The complement of efficiency control is strategic control. It weighs the overall and long-term marketing plan in view of the country’s basic data: its organization, institutions, strengths, weaknesses, and market opportunities. It is recommended to compare the country’s self-assessment (marketing-effectiveness rating review) with an analysis prepared by an objective third party.
The marketing-effectiveness rating review incorporates privileged information such as input and feedback from the country’s “customers” (investors, tourist operators, traders, bankers, etc.), internal reports regarding the adequacy and efficiency of the country’s marketing information, operations, strengths, strategies, and integration (of various marketing, branding, and sales tactics).

5. Marketing audit

The marketing audit is, in some respects, the raw material for the strategic control. Its role is to periodically make sure that the marketing plan emphasizes the country’s strengths in ways that are compatible with shifting market sentiments, current events, fashions, preferences, needs, and priorities of relevant market players. This helps to identify marketing opportunities and new or potential markets.

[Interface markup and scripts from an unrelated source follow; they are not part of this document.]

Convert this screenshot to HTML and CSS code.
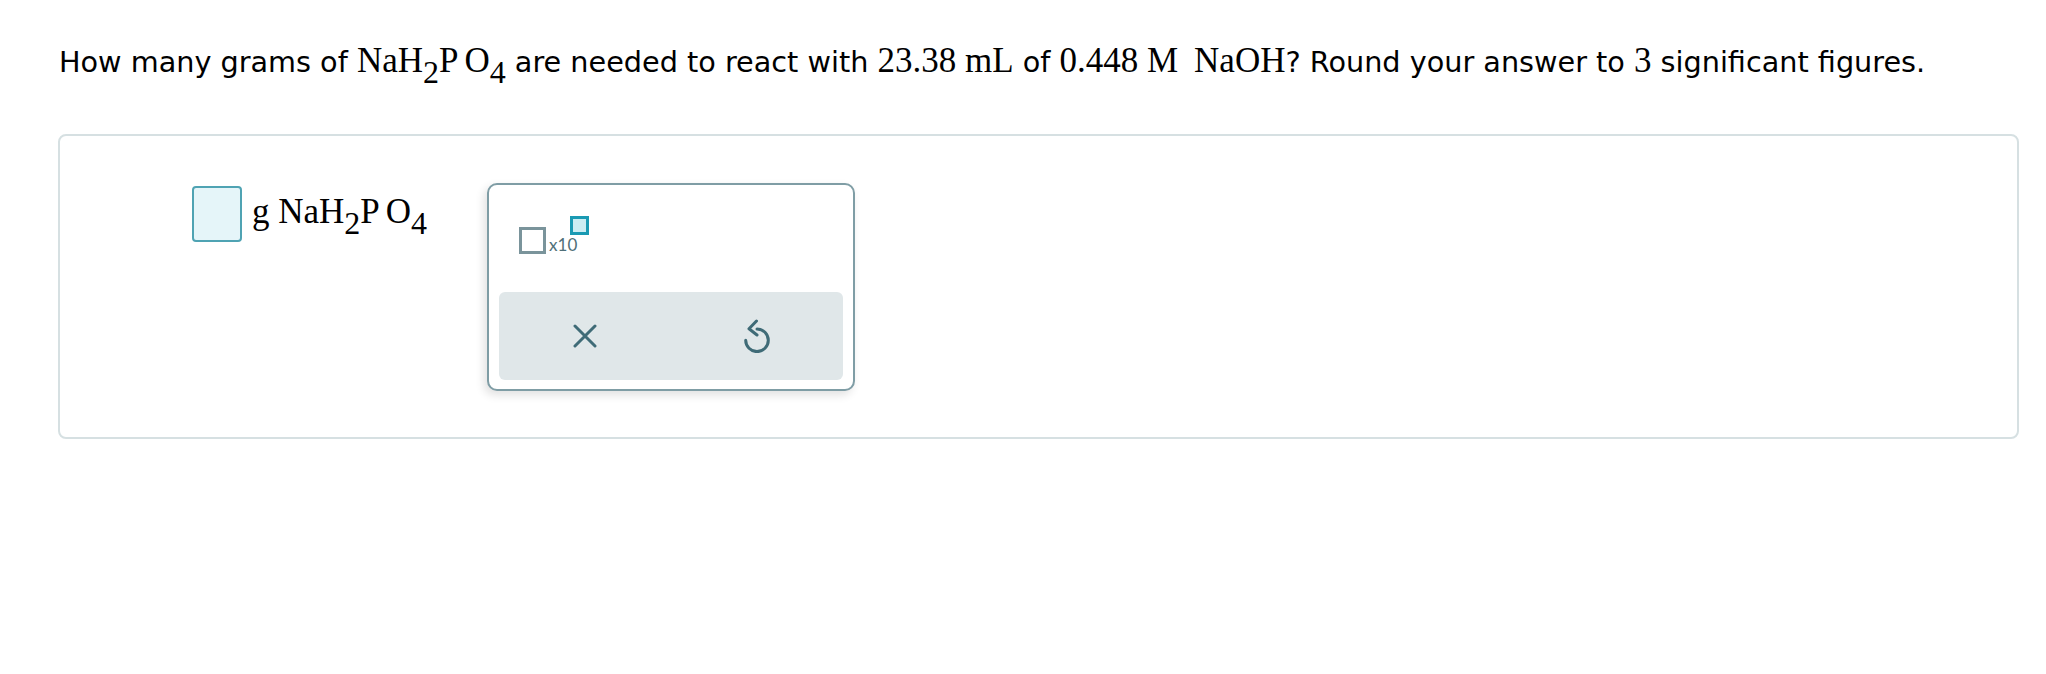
FILE: index.html
```html
<!DOCTYPE html>
<html lang="en">
<head>
    <meta charset="UTF-8">
    <meta name="viewport" content="width=device-width, initial-scale=1.0">
    <title>Question</title>
    <link rel="stylesheet" href="styles.css">
</head>
<body>
    <p class="question">
        How many grams of <span class="math">NaH<sub>2</sub>P<span class="gap"></span>O<sub>4</sub></span> are needed to react with
        <span class="math">23.38 mL</span> of <span class="math">0.448 M<span class="space"></span>NaOH</span>? Round your answer to
        <span class="math">3</span> significant figures.
    </p>

    <div class="answer-box">
        <div class="answer-row">
            <div class="answer-input"></div>
            <div class="answer-unit math">g NaH<sub>2</sub>P<span class="gap"></span>O<sub>4</sub></div>

            <div class="palette">
                <div class="notation">
                    <div class="mantissa"></div>
                    <div class="times">x10</div>
                    <div class="exponent"></div>
                </div>
                <div class="keys">
                    <button class="key" title="Clear">
                        <svg width="24" height="24" viewBox="0 0 24 24">
                            <path d="M2 2 L22 22 M22 2 L2 22" stroke="#3f6b77" stroke-width="3" stroke-linecap="round" fill="none"/>
                        </svg>
                    </button>
                    <button class="key" title="Undo">
                        <svg width="26" height="34" viewBox="0 0 26 34">
                            <path d="M13 10 A11.3 11.3 0 1 1 1.7 21.3" stroke="#3f6b77" stroke-width="3" stroke-linecap="round" fill="none"/>
                            <path d="M12.5 2 L5 9.8 L13 16" stroke="#3f6b77" stroke-width="3" stroke-linecap="round" stroke-linejoin="round" fill="none"/>
                        </svg>
                    </button>
                </div>
            </div>
        </div>
    </div>
</body>
</html>
```

FILE: styles.css
```css
body {
    margin: 0;
    background-color: #ffffff;
    font-family: "DejaVu Sans", Verdana, sans-serif;
    color: #000000;
}
.question {
    margin: 0;
    padding: 41px 0 0 59px;
    height: 93px;
    font-size: 28.7px;
    line-height: 40px;
    white-space: nowrap;
}
.math {
    font-family: "Liberation Serif", "Times New Roman", serif;
    font-size: 35px;
}
.math sub {
    font-size: 32px;
    vertical-align: -11px;
    line-height: 0;
}
.gap {
    display: inline-block;
    width: 6px;
}
.space {
    display: inline-block;
    width: 16px;
}
.answer-box {
    margin: 0 27px 0 58px;
    height: 305px;
    box-sizing: border-box;
    border: 2px solid #d6e0e2;
    border-radius: 8px;
    padding: 47px 0 0 132px;
}
.answer-row {
    display: flex;
    align-items: flex-start;
}
.answer-input {
    margin-top: 3px;
    width: 50px;
    height: 56px;
    box-sizing: border-box;
    border: 2px solid #4fa3b3;
    border-radius: 4px;
    background-color: #e5f5f9;
}
.answer-unit {
    margin-top: 9px;
    margin-left: 10px;
    line-height: 40px;
    white-space: nowrap;
}
.palette {
    margin-left: 60px;
    width: 368px;
    height: 208px;
    box-sizing: border-box;
    padding: 0 10px 9px;
    background-color: #ffffff;
    border: 2px solid #7f9da5;
    border-radius: 10px;
    box-shadow: -3px 4px 10px rgba(0, 0, 0, 0.12);
}
.notation {
    height: 107px;
    box-sizing: border-box;
    padding: 31px 0 0 20px;
    display: flex;
    align-items: flex-start;
}
.mantissa {
    margin-top: 11px;
    width: 27px;
    height: 27px;
    box-sizing: border-box;
    border: 3px solid #7a949b;
}
.times {
    margin-top: 20px;
    margin-left: 3px;
    font-family: Lato, "Open Sans", sans-serif;
    font-size: 17px;
    line-height: 17px;
    color: #4f6f78;
}
.exponent {
    margin-left: -7px;
    width: 19px;
    height: 19px;
    box-sizing: border-box;
    border: 3px solid #1a9ab3;
    background-color: #ccedf3;
}
.keys {
    height: 88px;
    display: flex;
    background-color: #e0e7e9;
    border-radius: 6px;
}
.key {
    flex: 1;
    display: flex;
    justify-content: center;
    align-items: center;
    background: none;
    border: none;
    padding: 0;
    cursor: pointer;
}
```
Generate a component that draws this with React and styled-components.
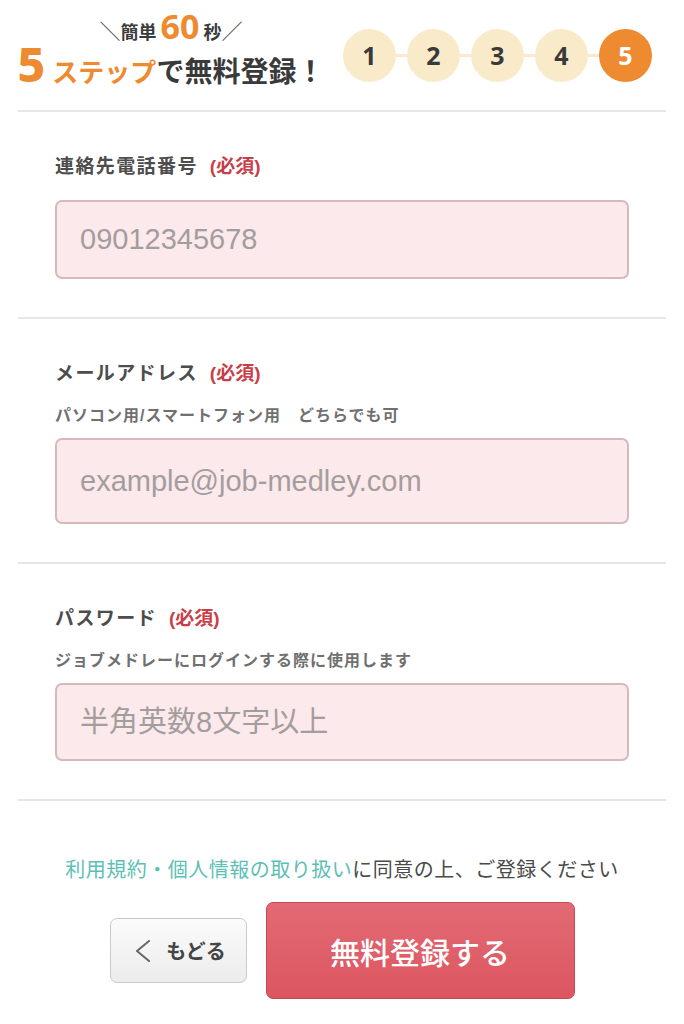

The Encyclopedia Britannica (2005 edition) describes the marketing audit thus:

“… (I)t covers all aspects of the marketing climate (unlike a functional audit, which analyzes one marketing activity), looking at both macro-environment factors (demographic, economic, ecological, technological, political, and cultural) and micro- or task-environment factors (markets, customers, competitors, distributors, dealers, suppliers, facilitators, and publics). The audit includes analyses of the company’s marketing strategy, marketing organization, marketing systems, and marketing productivity. It must be systematic in order to provide concrete conclusions based on these analyses. To ensure objectivity, a marketing audit is best done by a person, department, or organization that is independent of the company or marketing program. Marketing audits should be done not only when the value of a company’s current marketing plan is in question; they must be done periodically in order to isolate and solve problems before they arise.”